* EXERCISE DETAILS
For each line of the data below that holds "React", copy the line.
....
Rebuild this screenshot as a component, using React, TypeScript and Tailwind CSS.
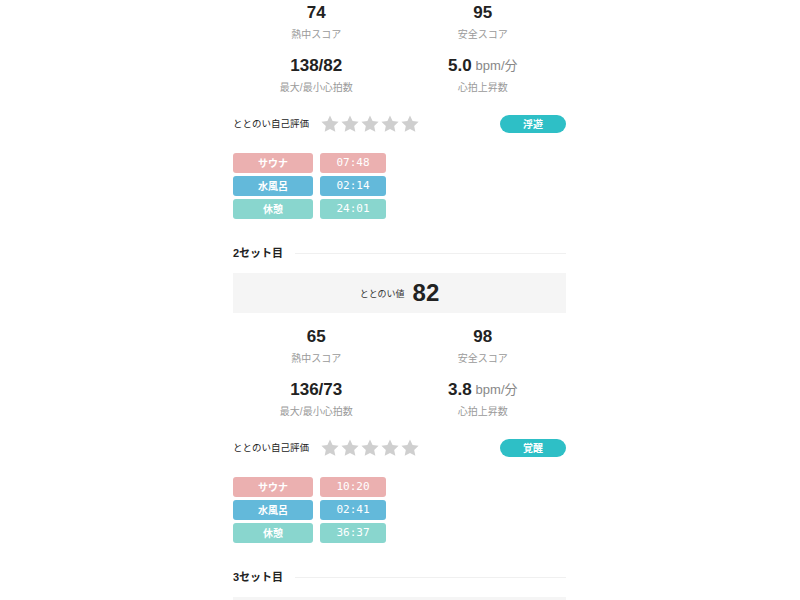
const sets = [
  {
    title: "1セット目",
    total: 80,
    heat: "74",
    safe: "95",
    hr: "138/82",
    rise: "5.0",
    mood: "浮遊",
    times: ["07:48", "02:14", "24:01"],
  },
  {
    title: "2セット目",
    total: 82,
    heat: "65",
    safe: "98",
    hr: "136/73",
    rise: "3.8",
    mood: "覚醒",
    times: ["10:20", "02:41", "36:37"],
  },
  {
    title: "3セット目",
    total: 79,
    heat: "70",
    safe: "96",
    hr: "134/75",
    rise: "4.2",
    mood: "浮遊",
    times: ["09:12", "01:58", "20:10"],
  },
];

const steps = [
  { label: "サウナ", color: "bg-[#ebb0b0]" },
  { label: "水風呂", color: "bg-[#63b9da]" },
  { label: "休憩", color: "bg-[#89d6ce]" },
];

function Star() {
  return (
    <svg className="w-5 h-5" viewBox="0 0 24 24">
      <path
        fill="#cfcfcf"
        d="M12 1.8l3.1 6.6 7.2.9-5.3 5 1.4 7.1L12 17.9l-6.4 3.5 1.4-7.1-5.3-5 7.2-.9z"
      />
    </svg>
  );
}

function Score({ value, unit, label }: { value: string; unit?: string; label: string }) {
  return (
    <div className="flex flex-col items-center">
      <div className="h-6 flex items-center pt-0.5">
        <span className="text-[17px] font-bold text-[#222]">{value}</span>
        {unit && <span className="ml-1 text-[13px] text-[#888]">{unit}</span>}
      </div>
      <div className="mt-0.5 h-4 flex items-center text-[10px] text-[#9a9a9a]">{label}</div>
    </div>
  );
}

function SetBlock({ set }: { set: (typeof sets)[0] }) {
  return (
    <section className="pb-[26px]">
      <div className="flex items-center gap-3 h-4">
        <span className="text-[11px] font-bold text-[#222]">{set.title}</span>
        <div className="flex-1 h-px bg-[#f0f0f0]" />
      </div>

      <div className="mt-3 h-10 bg-[#f5f5f5] flex items-center justify-center gap-2">
        <span className="text-[9px] text-[#333] pt-1">ととのい値</span>
        <span className="text-[24px] font-bold text-[#222]">{set.total}</span>
      </div>

      <div className="mt-[11px] grid grid-cols-2">
        <Score value={set.heat} label="熱中スコア" />
        <Score value={set.safe} label="安全スコア" />
      </div>
      <div className="mt-[11px] grid grid-cols-2">
        <Score value={set.hr} label="最大/最小心拍数" />
        <Score value={set.rise} unit="bpm/分" label="心拍上昇数" />
      </div>

      <div className="mt-5 h-[18px] flex items-center">
        <span className="w-[87px] text-[9.5px] text-[#222]">ととのい自己評価</span>
        <div className="flex">
          <Star />
          <Star />
          <Star />
          <Star />
          <Star />
        </div>
        <span className="ml-auto w-[66px] h-[18px] rounded-full bg-[#2ebfc6] text-white text-[10px] font-bold flex items-center justify-center">
          {set.mood}
        </span>
      </div>

      <div className="mt-5 flex flex-col gap-[3px]">
        {steps.map((step, i) => (
          <div key={step.label} className="flex gap-[7px]">
            <div
              className={`w-20 h-5 rounded-[3px] ${step.color} text-white text-[10px] font-bold flex items-center justify-center`}
            >
              {step.label}
            </div>
            <div
              className={`w-[66px] h-5 rounded-[3px] ${step.color} text-white text-[11px] flex items-center justify-center font-['DejaVu_Sans_Mono',monospace]`}
            >
              {set.times[i]}
            </div>
          </div>
        ))}
      </div>
    </section>
  );
}

export default function App() {
  return (
    <div className="w-[800px] h-[600px] overflow-hidden bg-white font-['Liberation_Sans','Noto_Sans_CJK_JP',sans-serif]">
      <div className="w-[333px] ml-[233px] -mt-[79px]">
        {sets.map((set) => (
          <SetBlock key={set.title} set={set} />
        ))}
      </div>
    </div>
  );
}
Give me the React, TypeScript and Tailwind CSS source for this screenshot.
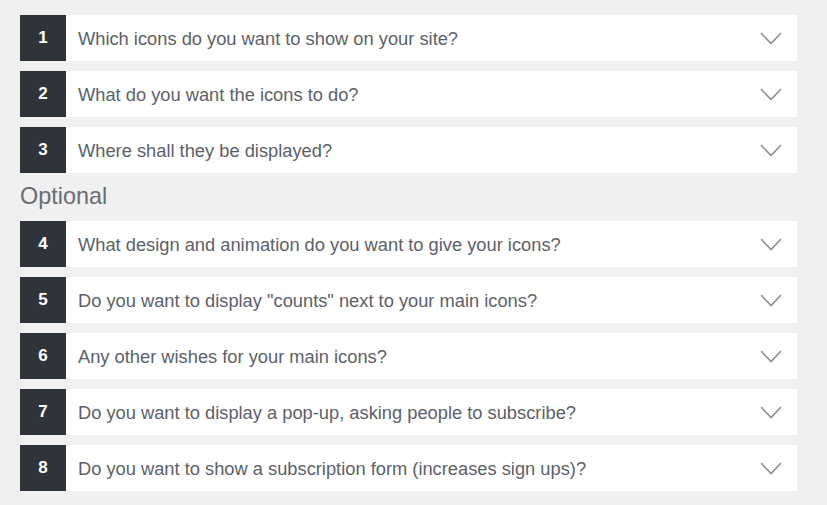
const MAIN = [
  "Which icons do you want to show on your site?",
  "What do you want the icons to do?",
  "Where shall they be displayed?",
];

const OPTIONAL = [
  "What design and animation do you want to give your icons?",
  'Do you want to display "counts" next to your main icons?',
  "Any other wishes for your main icons?",
  "Do you want to display a pop-up, asking people to subscribe?",
  "Do you want to show a subscription form (increases sign ups)?",
];

function Chevron() {
  return (
    <svg width="22" height="13" viewBox="0 0 22 13" fill="none" className="shrink-0">
      <path d="M1 1 L11 11.5 L21 1" stroke="#8b9096" strokeWidth="1.6" />
    </svg>
  );
}

function Step({ n, text }: { n: number; text: string }) {
  return (
    <div className="flex h-[46px] items-center bg-white">
      <div className="flex h-full w-[46px] shrink-0 items-center justify-center bg-[#2f343b] text-[17px] font-bold text-white">
        {n}
      </div>
      <div className="flex-1 pl-3 pt-px text-[18.3px] text-[#5d6169]">{text}</div>
      <div className="pr-[15px]">
        <Chevron />
      </div>
    </div>
  );
}

export default function App() {
  return (
    <div
      className="min-h-[505px] bg-[#f0f0f0] px-5 pt-[15px]"
      style={{ fontFamily: '"Liberation Sans", Arial, sans-serif' }}
    >
      <div className="w-[777px]">
        <div className="flex flex-col gap-[10px]">
          {MAIN.map((t, i) => (
            <Step key={i} n={i + 1} text={t} />
          ))}
        </div>
        <div className="flex h-[48px] items-center text-[23.4px] text-[#686c73]">Optional</div>
        <div className="flex flex-col gap-[10px]">
          {OPTIONAL.map((t, i) => (
            <Step key={i} n={i + 4} text={t} />
          ))}
        </div>
      </div>
    </div>
  );
}
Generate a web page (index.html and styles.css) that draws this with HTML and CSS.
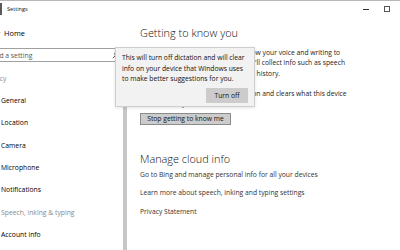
....
* REPLY TO THE TASK
Rebuild this screenshot as a component, using React, TypeScript and Tailwind CSS.
Give me the React, TypeScript and Tailwind CSS source for this screenshot.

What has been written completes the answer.